Our Planet Powered by AI: How We Use Artificial Intelligence to Create a Sustainable Future for Humanity

Book by Mark Minevich: “…You’ll learn to create sustainable, effective competitive advantage by introducing previously unheard-of levels of adaptability, resilience, and innovation into your company. Using real-world case studies from a variety of well-known industry leaders, the author explains the strategic archetypes, technological infrastructures, and cultures of sustainability you’ll need to ensure your firm’s next-level digital transformation takes root. You’ll also discover:

  • How AI can enable new business strategies, models, and ecosystems of innovation and growth
  • How to develop societal impact and powerful organizational benefits with ethical AI implementations that incorporate transparency, fairness, privacy, and reliability
  • What it means to enable all-inclusive artificial intelligence

An engaging and hands-on exploration of how to take your firm to new levels of dynamism and growth, Our Planet Powered by AI will earn a place in the libraries of managers, executives, directors, and other business and technology leaders seeking to distinguish their companies in a new age of astonishing technological advancement and fierce competition.”

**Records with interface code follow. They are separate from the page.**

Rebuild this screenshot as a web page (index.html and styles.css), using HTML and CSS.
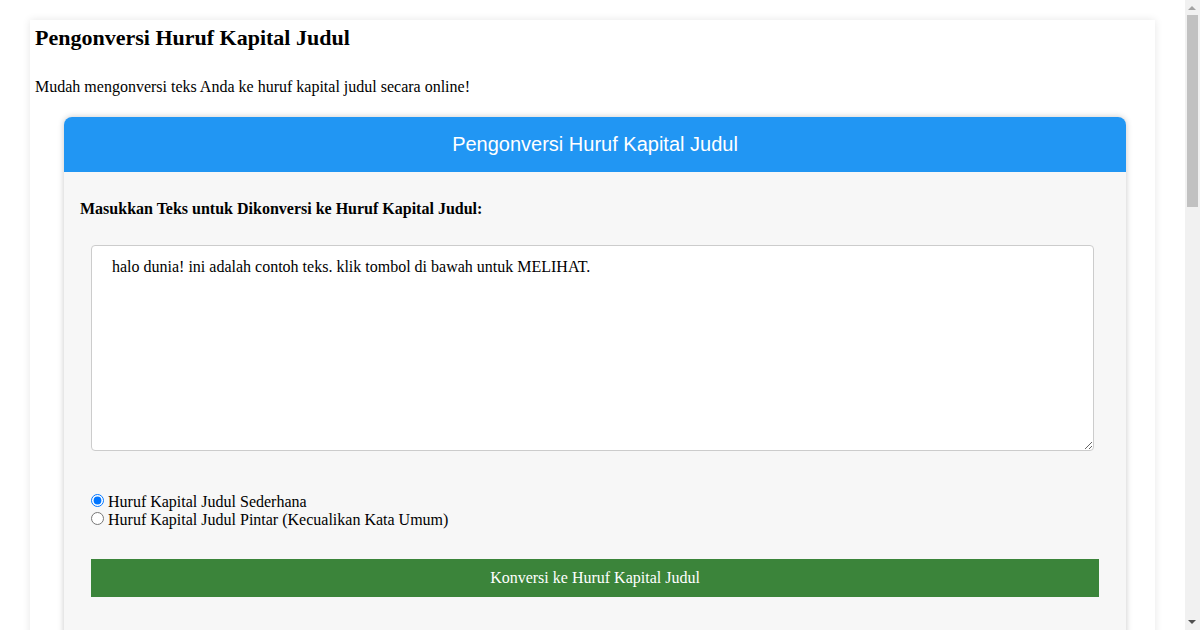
FILE: index.html
```html
<!DOCTYPE html>
<html lang="id">
<head>
<meta charset="utf-8">
<title>Pengonversi Huruf Kapital Judul</title>
<link rel="stylesheet" href="styles.css">
</head>
<body>
<div class="page">
  <h1 class="page-title">Pengonversi Huruf Kapital Judul</h1>
  <p class="intro">Mudah mengonversi teks Anda ke huruf kapital judul secara online!</p>

  <div class="card">
    <div class="card-header">Pengonversi Huruf Kapital Judul</div>
    <div class="card-body">
      <label class="field-label" for="input">Masukkan Teks untuk Dikonversi ke Huruf Kapital Judul:</label>
      <div class="form">
        <textarea id="input" class="text-input">halo dunia! ini adalah contoh teks. klik tombol di bawah untuk MELIHAT.</textarea>
        <div class="options">
          <label class="option"><input type="radio" name="mode" checked>Huruf Kapital Judul Sederhana</label>
          <label class="option"><input type="radio" name="mode">Huruf Kapital Judul Pintar (Kecualikan Kata Umum)</label>
        </div>
        <button class="convert-btn" type="button">Konversi ke Huruf Kapital Judul</button>
      </div>
      <label class="field-label result-label" for="output">Hasil:</label>
      <div class="form">
        <textarea id="output" class="text-input" readonly></textarea>
        <button class="convert-btn copy-btn" type="button">Salin ke Papan Klip</button>
      </div>
    </div>
  </div>

  <div class="info">
    <h2>Apa itu Huruf Kapital Judul?</h2>
    <p>Huruf kapital judul adalah gaya penulisan di mana huruf pertama dari setiap kata penting dalam judul ditulis dengan huruf kapital. Gaya ini umum digunakan untuk judul buku, artikel, film, lagu, dan berbagai jenis karya lainnya.</p>
    <p>Pengonversi ini membantu Anda mengubah teks apa pun menjadi format huruf kapital judul dengan cepat, tanpa perlu mengedit setiap kata secara manual.</p>
    <h2>Cara Menggunakan</h2>
    <ol>
      <li>Ketik atau tempel teks Anda ke dalam kotak di atas.</li>
      <li>Pilih mode konversi: sederhana atau pintar.</li>
      <li>Klik tombol "Konversi ke Huruf Kapital Judul".</li>
      <li>Salin hasilnya dan gunakan di mana saja.</li>
    </ol>
    <h2>Perbedaan Mode</h2>
    <ul>
      <li><strong>Sederhana:</strong> setiap kata diawali dengan huruf kapital.</li>
      <li><strong>Pintar:</strong> kata umum seperti "dan", "di", "ke", "dari", "yang" tetap ditulis dengan huruf kecil, kecuali di awal judul.</li>
    </ul>
    <h2>Contoh</h2>
    <p>Masukan: halo dunia! ini adalah contoh teks.</p>
    <p>Sederhana: Halo Dunia! Ini Adalah Contoh Teks.</p>
    <p>Pintar: Halo Dunia! Ini Adalah Contoh Teks.</p>
    <h2>Pertanyaan Umum</h2>
    <h3>Apakah alat ini gratis?</h3>
    <p>Ya, alat ini sepenuhnya gratis dan dapat digunakan tanpa batas.</p>
    <h3>Apakah teks saya disimpan?</h3>
    <p>Tidak. Semua proses konversi dilakukan langsung di peramban Anda.</p>
    <h3>Bisakah saya mengonversi teks panjang?</h3>
    <p>Tentu. Anda dapat menempelkan paragraf atau dokumen panjang sekaligus.</p>
    <p class="footer">&copy; 2024 Pengonversi Huruf Kapital Judul. Semua hak dilindungi.</p>
  </div>
</div>

<div class="scrollbar" aria-hidden="true">
  <div class="sb-arrow sb-up"></div>
  <div class="sb-track"><div class="sb-thumb"></div></div>
  <div class="sb-arrow sb-down"></div>
</div>
</body>
</html>
```
FILE: styles.css
```css
html, body {
  margin: 0;
  padding: 0;
  background: #ffffff;
}

body {
  font-family: "Liberation Serif", "Times New Roman", serif;
  font-size: 16px;
  color: #000000;
}

.page {
  width: 1125px;
  margin: 20px 0 20px 30px;
  padding: 5px 5px 20px;
  box-sizing: border-box;
  background: #ffffff;
  box-shadow: 0 0 8px rgba(0, 0, 0, 0.1);
}

.page-title {
  font-size: 22px;
  font-weight: bold;
  margin: 0 0 27px;
}

.intro {
  margin: 0;
}

.card {
  width: 1062px;
  margin: 21px 0 0 29px;
  border-radius: 8px;
  overflow: hidden;
  background: #f7f7f7;
  box-shadow: 0 0 6px rgba(0, 0, 0, 0.22);
}

.card-header {
  background: #2196f3;
  color: #ffffff;
  font-family: "Liberation Sans", Arial, sans-serif;
  font-size: 20px;
  line-height: 23px;
  padding: 16px;
  text-align: center;
}

.card-body {
  padding: 28px 16px 30px;
}

.field-label {
  display: block;
  font-weight: bold;
  margin: 0 0 27px;
}

.result-label {
  margin-top: 32px;
}

.form {
  padding: 0 11px;
}

.text-input {
  display: block;
  width: calc(100% - 5px);
  height: 206px;
  box-sizing: border-box;
  margin: 0;
  padding: 12px 20px;
  border: 1px solid #cccccc;
  border-radius: 4px;
  background: #ffffff;
  font-family: "Liberation Serif", "Times New Roman", serif;
  font-size: 16px;
  color: #000000;
}

.options {
  margin-top: 42px;
}

.option {
  display: block;
  line-height: 18px;
}

.option input {
  margin: 0 4px 0 0;
  width: 13px;
  height: 13px;
  vertical-align: baseline;
}

.convert-btn {
  display: block;
  width: 100%;
  margin-top: 30px;
  height: 38px;
  padding: 0;
  border: none;
  border-radius: 0;
  background: #3b843a;
  color: #ffffff;
  font-family: "Liberation Serif", "Times New Roman", serif;
  font-size: 16px;
  cursor: pointer;
}

.copy-btn {
  margin-top: 20px;
}

.info {
  padding: 10px 29px;
}

.info h2 {
  font-size: 20px;
  margin: 28px 0 12px;
}

.info h3 {
  font-size: 17px;
  margin: 20px 0 8px;
}

.info p {
  margin: 0 0 14px;
  line-height: 1.5;
}

.info li {
  line-height: 1.6;
}

.footer {
  margin-top: 40px;
  text-align: center;
  color: #555555;
}

/* browser scrollbar as seen in the reference */
.scrollbar {
  position: fixed;
  top: 0;
  right: 0;
  width: 15px;
  height: 100vh;
  background: #f1f1f1;
  display: flex;
  flex-direction: column;
}

.sb-arrow {
  height: 15px;
  flex: none;
  position: relative;
}

.sb-arrow::after {
  content: "";
  position: absolute;
  left: 3px;
  border-left: 4px solid transparent;
  border-right: 4px solid transparent;
}

.sb-up::after {
  top: 6px;
  border-bottom: 4px solid #a3a3a3;
}

.sb-down::after {
  top: 5px;
  border-top: 4px solid #505050;
}

.sb-track {
  flex: 1;
  padding: 0 2px;
}

.sb-thumb {
  height: 192px;
  background: #c1c1c1;
}
```
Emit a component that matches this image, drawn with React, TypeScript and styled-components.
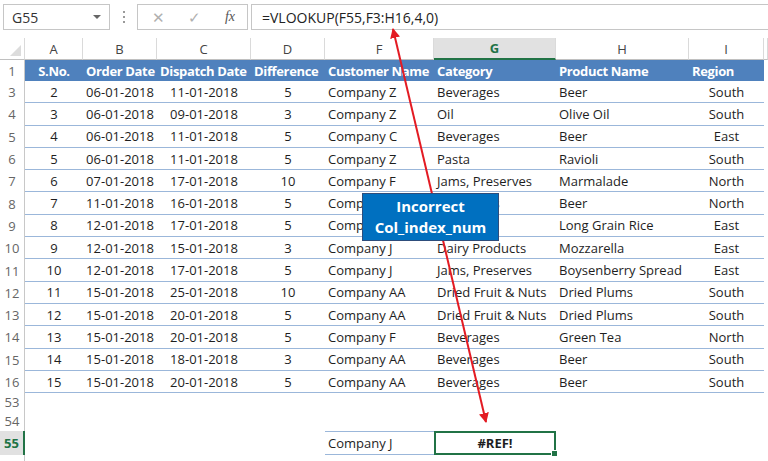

AI and Big Data: Disruptive Regulation

Book by Mark Findlay, Josephine Seah, and Willow Wong: “This provocative and timely book identifies and disrupts the conventional regulation and governance discourses concerning AI and big data. It suggests that, instead of being used as tools for exclusionist commercial markets, AI and big data can be employed in governing digital transformation for social good.

Analyzing the ways in which global technology companies have colonized data access, the book reveals how trust, ethics, and digital self-determination can be reconsidered and engaged to promote the interests of marginalized stakeholders in data arrangement. Chapters examine the regulation of labor engagement in digital economies, the landscape of AI ethics, and a multitude of questions regarding participation, costs, and sustainability. Presenting several informative case studies, the book challenges some of the accepted qualifiers of frontier tech and data use and proposes innovative ways of actioning the more conventional regulatory components of big data.

Scholars and students in information and media law, regulation and governance, and law and politics will find this book to be critical reading. It will also be of interest to policymakers and the AI and data science community.”

The Age of Prediction: Algorithms, AI, and the Shifting Shadows of Risk

Book by Igor Tulchinsky and Christopher E. Mason: “… about two powerful, and symbiotic, trends: the rapid development and use of artificial intelligence and big data to enhance prediction, as well as the often paradoxical effects of these better predictions on our understanding of risk and the ways we live. Beginning with dramatic advances in quantitative investing and precision medicine, this book explores how predictive technology is quietly reshaping our world in fundamental ways, from crime fighting and warfare to monitoring individual health and elections.

As prediction grows more robust, it also alters the nature of the accompanying risk, setting up unintended and unexpected consequences. The Age of Prediction details how predictive certainties can bring about complacency or even an increase in risks — genomic analysis might lead to unhealthier lifestyles or a GPS might encourage less attentive driving. With greater predictability also comes a degree of mystery, and the authors ask how narrower risks might affect markets, insurance, or risk tolerance generally. Can we ever reduce risk to zero? Should we even try? This book lays an intriguing groundwork for answering these fundamental questions and maps out the latest tools and technologies that power these projections into the future, sometimes using novel, cross-disciplinary tools to map out cancer growth, people’s medical risks, and stock dynamics.”